▶ **Your task**
Filter the data below for the string "components" and copy each matching line.

▶ **Data excerpts**
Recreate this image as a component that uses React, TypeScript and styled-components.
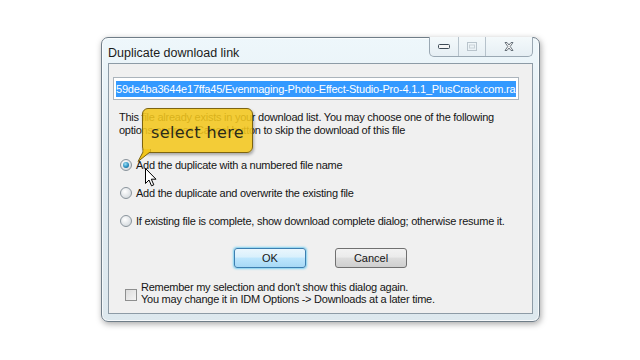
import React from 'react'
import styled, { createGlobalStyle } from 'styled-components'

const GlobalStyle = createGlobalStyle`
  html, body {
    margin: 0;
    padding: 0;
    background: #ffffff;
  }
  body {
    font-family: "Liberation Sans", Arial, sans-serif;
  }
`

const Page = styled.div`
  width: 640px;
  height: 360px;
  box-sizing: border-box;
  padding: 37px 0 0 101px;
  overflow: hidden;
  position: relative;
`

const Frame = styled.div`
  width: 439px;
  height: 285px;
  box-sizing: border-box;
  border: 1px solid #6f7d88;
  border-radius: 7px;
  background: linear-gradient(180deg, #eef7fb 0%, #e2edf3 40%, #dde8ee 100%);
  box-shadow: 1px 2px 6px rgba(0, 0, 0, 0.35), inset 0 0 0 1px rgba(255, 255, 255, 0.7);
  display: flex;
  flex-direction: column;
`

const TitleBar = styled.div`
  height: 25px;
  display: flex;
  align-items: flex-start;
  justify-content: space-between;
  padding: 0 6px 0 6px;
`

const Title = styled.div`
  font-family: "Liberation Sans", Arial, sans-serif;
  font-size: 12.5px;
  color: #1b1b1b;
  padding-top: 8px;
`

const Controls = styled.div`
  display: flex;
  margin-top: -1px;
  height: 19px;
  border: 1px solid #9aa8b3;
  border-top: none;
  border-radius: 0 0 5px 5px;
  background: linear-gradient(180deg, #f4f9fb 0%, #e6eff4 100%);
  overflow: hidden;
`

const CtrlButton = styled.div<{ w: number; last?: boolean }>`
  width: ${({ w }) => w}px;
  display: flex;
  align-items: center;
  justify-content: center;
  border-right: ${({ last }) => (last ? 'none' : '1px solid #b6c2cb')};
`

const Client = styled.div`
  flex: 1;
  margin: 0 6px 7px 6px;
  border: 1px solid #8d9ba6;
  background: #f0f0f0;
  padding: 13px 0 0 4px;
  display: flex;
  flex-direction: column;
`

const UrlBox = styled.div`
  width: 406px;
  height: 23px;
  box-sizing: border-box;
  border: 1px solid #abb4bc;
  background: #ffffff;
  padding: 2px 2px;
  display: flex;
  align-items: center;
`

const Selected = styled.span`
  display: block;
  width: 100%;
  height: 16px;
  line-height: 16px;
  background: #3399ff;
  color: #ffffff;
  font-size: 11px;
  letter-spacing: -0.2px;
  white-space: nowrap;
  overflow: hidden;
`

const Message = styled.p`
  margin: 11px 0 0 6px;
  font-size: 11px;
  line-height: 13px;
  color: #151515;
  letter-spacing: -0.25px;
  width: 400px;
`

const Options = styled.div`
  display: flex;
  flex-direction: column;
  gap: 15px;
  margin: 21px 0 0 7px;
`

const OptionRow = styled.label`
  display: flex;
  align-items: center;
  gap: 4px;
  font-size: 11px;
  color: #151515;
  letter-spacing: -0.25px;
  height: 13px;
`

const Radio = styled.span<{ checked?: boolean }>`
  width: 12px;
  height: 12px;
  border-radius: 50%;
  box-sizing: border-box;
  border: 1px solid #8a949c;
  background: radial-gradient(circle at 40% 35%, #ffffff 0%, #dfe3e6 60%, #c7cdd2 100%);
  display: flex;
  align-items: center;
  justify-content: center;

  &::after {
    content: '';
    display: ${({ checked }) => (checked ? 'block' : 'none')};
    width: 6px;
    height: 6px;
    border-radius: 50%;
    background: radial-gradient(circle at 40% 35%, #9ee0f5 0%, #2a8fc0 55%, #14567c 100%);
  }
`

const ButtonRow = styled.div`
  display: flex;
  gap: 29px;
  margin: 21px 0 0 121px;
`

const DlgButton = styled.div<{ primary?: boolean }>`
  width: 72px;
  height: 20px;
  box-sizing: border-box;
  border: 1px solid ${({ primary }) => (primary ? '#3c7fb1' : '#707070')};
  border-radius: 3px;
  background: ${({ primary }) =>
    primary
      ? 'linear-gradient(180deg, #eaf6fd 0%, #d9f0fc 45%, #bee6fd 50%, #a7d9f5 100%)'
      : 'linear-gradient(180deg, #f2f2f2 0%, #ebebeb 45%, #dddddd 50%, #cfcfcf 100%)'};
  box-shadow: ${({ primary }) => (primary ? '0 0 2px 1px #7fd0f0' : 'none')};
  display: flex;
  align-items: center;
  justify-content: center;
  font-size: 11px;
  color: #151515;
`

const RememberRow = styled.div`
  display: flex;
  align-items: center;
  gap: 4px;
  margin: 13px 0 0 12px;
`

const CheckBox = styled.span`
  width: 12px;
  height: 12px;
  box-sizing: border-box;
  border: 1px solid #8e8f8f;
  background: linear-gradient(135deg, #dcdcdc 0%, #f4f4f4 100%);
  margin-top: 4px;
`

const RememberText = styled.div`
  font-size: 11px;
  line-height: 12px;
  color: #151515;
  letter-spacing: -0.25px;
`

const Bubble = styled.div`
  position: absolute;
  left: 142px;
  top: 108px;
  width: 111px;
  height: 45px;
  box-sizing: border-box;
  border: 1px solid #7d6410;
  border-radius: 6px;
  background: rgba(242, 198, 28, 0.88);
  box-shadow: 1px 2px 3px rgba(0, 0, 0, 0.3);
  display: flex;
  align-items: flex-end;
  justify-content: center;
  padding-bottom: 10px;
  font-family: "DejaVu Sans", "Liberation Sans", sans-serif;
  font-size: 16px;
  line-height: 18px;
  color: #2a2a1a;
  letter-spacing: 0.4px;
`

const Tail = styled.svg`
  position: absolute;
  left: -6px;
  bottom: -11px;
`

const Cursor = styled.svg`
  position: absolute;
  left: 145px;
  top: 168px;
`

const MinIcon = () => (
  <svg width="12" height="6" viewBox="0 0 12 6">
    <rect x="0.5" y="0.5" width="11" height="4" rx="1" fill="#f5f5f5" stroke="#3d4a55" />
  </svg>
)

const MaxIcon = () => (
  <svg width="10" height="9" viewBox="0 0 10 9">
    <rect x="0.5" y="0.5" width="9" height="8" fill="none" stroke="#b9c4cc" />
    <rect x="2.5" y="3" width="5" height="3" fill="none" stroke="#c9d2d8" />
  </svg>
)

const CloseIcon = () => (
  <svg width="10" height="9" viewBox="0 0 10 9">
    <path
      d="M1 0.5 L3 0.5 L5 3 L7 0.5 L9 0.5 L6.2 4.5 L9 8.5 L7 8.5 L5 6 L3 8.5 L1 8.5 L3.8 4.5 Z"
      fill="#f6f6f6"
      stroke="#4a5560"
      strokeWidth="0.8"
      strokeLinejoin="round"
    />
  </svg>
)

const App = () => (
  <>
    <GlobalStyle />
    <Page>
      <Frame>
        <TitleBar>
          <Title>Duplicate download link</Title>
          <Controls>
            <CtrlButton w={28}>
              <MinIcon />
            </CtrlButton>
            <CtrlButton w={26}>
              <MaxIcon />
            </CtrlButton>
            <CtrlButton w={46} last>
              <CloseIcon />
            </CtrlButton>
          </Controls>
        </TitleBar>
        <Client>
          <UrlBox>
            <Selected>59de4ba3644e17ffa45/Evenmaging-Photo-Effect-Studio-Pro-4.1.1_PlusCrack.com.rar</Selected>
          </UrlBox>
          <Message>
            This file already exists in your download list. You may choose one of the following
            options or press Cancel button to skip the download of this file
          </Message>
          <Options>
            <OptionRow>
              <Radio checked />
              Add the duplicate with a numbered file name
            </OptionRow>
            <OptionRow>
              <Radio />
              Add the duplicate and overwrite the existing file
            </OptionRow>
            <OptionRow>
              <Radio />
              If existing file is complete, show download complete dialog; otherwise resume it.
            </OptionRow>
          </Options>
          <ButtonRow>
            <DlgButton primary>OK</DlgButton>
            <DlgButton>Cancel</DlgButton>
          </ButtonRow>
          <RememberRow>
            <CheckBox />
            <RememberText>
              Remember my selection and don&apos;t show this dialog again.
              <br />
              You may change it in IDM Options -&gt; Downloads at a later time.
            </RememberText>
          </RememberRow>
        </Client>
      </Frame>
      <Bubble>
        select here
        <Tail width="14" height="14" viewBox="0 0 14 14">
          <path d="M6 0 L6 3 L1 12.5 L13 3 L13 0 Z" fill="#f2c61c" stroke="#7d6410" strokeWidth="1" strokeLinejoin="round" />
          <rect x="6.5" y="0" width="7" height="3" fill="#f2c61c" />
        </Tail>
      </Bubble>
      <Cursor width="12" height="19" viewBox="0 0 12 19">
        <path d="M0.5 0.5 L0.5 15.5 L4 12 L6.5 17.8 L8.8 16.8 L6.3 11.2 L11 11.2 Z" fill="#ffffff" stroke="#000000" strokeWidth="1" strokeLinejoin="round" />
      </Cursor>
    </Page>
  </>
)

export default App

---

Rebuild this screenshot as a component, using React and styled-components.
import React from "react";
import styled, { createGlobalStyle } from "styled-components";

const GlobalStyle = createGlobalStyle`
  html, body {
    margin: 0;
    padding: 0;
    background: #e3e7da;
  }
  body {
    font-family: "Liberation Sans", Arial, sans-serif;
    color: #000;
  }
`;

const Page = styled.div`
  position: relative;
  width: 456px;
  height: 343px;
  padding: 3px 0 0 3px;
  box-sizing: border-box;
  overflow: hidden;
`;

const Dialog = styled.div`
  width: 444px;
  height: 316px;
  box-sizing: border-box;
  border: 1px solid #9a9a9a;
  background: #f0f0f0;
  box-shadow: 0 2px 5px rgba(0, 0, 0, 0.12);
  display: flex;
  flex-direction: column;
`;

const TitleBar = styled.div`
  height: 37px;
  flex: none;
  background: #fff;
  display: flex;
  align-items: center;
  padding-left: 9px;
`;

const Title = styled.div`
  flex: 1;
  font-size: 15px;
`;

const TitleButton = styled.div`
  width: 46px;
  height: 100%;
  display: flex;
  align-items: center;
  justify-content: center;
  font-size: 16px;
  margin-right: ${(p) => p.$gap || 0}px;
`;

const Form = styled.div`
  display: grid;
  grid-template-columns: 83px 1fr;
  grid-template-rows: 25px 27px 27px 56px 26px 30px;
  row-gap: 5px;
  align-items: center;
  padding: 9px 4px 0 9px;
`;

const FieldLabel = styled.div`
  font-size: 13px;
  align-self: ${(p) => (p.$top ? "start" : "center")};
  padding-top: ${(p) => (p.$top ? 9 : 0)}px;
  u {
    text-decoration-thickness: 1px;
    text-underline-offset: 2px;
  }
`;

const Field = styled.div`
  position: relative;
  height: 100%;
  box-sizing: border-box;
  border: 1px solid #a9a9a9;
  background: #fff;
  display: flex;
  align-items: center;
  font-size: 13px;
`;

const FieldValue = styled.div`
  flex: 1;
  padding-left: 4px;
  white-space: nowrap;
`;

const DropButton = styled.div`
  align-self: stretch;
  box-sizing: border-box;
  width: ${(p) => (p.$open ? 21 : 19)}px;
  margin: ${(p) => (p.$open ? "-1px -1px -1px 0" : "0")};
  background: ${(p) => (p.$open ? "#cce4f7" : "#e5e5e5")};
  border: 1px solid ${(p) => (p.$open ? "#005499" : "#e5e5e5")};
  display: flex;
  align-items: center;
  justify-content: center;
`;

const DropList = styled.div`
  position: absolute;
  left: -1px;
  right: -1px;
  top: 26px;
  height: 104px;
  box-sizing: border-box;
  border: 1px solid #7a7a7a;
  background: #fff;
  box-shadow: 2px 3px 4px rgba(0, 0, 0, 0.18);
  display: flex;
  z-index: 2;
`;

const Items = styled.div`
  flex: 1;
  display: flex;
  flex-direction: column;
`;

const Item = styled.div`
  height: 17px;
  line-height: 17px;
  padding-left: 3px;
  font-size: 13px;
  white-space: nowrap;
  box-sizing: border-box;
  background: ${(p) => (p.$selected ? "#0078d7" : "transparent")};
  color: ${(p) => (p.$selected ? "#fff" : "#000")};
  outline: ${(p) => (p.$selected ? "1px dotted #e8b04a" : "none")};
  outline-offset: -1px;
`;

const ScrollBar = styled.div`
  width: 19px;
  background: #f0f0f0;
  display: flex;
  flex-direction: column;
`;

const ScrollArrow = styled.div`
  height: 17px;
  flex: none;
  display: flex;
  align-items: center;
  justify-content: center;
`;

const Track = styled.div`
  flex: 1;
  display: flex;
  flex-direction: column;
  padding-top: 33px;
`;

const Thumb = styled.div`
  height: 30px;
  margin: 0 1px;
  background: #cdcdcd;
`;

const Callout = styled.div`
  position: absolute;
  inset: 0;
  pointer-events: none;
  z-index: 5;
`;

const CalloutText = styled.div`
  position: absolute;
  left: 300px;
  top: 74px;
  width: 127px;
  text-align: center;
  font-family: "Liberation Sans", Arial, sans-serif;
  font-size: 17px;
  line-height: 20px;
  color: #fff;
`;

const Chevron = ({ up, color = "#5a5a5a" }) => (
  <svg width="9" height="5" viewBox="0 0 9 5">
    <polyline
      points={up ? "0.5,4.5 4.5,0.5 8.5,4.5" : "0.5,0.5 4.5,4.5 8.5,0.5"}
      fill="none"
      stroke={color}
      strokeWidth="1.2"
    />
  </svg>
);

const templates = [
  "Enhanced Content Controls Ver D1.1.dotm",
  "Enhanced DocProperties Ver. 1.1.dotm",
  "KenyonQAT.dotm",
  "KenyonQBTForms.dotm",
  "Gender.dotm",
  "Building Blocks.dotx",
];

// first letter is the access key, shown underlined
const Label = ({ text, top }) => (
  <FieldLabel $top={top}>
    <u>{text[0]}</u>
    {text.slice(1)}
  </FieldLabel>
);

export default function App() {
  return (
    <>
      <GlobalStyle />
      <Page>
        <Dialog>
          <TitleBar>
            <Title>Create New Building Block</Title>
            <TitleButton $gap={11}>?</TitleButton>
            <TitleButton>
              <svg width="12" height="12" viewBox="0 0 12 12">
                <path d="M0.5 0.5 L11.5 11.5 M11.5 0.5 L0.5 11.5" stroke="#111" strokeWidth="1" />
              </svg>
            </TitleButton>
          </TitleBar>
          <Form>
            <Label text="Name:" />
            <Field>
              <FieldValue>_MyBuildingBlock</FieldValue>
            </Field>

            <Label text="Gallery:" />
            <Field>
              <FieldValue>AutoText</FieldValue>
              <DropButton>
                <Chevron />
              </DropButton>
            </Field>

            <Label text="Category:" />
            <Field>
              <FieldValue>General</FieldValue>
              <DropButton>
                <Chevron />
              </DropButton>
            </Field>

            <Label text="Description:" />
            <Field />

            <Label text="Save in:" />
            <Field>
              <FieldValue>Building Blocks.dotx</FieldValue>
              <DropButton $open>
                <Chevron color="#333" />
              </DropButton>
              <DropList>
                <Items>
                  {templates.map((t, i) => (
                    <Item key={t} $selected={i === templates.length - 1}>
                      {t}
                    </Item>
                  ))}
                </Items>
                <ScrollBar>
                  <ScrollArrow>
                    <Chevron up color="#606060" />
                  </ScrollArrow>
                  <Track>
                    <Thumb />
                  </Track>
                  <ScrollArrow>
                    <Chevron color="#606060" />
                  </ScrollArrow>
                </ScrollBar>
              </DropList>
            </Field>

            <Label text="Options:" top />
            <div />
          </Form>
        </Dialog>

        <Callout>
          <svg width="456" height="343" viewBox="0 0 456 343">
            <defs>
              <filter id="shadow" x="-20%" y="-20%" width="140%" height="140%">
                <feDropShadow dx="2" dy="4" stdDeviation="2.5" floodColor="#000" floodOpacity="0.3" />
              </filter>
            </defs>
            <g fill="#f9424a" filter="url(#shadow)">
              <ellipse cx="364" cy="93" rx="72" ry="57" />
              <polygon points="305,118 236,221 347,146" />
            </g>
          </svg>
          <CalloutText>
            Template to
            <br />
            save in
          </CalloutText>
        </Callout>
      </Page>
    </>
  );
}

---

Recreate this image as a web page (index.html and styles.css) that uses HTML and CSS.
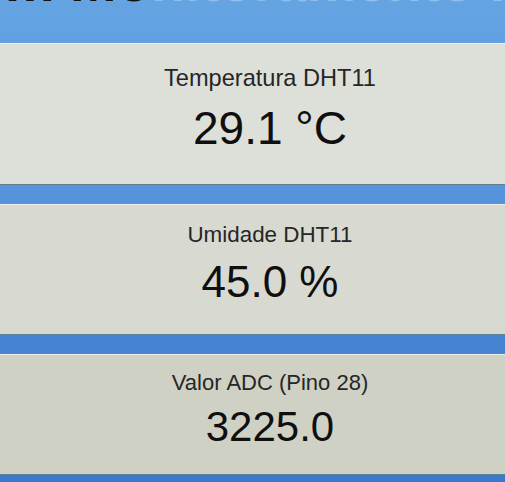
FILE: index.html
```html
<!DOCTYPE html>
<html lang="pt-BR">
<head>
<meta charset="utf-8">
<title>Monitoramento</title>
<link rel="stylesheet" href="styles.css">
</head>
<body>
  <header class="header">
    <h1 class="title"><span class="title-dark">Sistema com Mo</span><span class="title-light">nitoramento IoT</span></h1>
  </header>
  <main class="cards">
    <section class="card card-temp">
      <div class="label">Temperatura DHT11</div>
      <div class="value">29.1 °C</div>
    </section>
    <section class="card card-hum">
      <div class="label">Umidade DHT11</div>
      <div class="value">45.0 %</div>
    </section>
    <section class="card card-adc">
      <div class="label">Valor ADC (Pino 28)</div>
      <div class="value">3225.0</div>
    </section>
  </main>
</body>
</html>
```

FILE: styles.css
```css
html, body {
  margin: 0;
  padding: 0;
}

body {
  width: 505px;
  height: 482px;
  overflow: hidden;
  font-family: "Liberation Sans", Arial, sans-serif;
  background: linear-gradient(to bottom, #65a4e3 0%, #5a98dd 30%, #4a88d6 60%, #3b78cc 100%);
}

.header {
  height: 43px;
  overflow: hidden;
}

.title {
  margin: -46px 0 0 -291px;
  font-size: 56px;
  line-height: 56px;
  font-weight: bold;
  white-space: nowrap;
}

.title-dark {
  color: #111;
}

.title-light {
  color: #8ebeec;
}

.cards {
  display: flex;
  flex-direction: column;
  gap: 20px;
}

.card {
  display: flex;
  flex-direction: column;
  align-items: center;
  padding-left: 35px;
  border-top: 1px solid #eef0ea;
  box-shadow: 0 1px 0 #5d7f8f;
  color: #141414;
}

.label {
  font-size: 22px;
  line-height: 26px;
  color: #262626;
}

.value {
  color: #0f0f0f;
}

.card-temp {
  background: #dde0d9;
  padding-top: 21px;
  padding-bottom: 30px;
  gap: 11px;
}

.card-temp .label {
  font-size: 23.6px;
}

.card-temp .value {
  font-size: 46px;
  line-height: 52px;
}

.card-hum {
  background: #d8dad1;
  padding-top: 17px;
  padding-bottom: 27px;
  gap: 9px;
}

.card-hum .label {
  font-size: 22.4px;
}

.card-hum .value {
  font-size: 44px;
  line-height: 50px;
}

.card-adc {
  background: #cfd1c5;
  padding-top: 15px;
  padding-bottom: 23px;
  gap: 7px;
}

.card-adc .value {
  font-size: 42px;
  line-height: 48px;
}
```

▶ **Answer**
Recreate this image as a component that uses React, TypeScript and styled-components.
import styled, { createGlobalStyle } from 'styled-components'
Rebuild this screenshot as a component, using React and styled-components.
import styled, { createGlobalStyle } from "styled-components";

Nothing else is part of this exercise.